Rejection of Competitive Harm Claims
The court specifically addressed Think Finance's claims regarding the competitive harm that might result from the public disclosure of the disputed documents. The court noted that the defendants had not adequately demonstrated how the release of older business agreements or presentations would negatively impact their competitive standing today. Many of the documents were several years old, and the court emphasized that Think Finance did not provide current evidence to illustrate the purported harm from disclosure. The court highlighted that speculative claims of harm, such as the potential for competitors to use the information as a roadmap, lacked the specificity required to warrant confidentiality. This analysis reinforced the court's determination that the public's right to access court documents, particularly in an enforcement action, outweighed any unsubstantiated fears of competitive disadvantage.

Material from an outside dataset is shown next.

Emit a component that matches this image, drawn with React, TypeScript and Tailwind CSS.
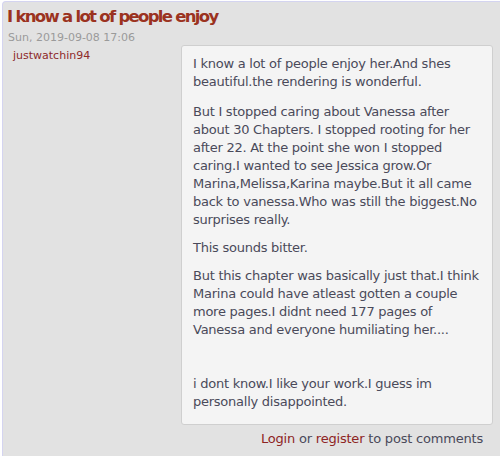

Conclusion on Public Access
Ultimately, the court concluded that the public interest in access to the documents significantly outweighed the defendants' claims for confidentiality. The court recognized that transparency in judicial proceedings is fundamental, especially in cases involving potential misconduct in lending practices that affect consumers. As such, the court granted the OAG's motion to unseal the Second Amended Complaint and denied Think Finance's request for a protective order. This decision underscored the principle that confidentiality in legal proceedings must be justified with clear and specific evidence of harm, which was not provided by the defendants in this case. The court's ruling not only served the interests of transparency but also reinforced the accountability of entities engaged in business practices that may be harmful to the public.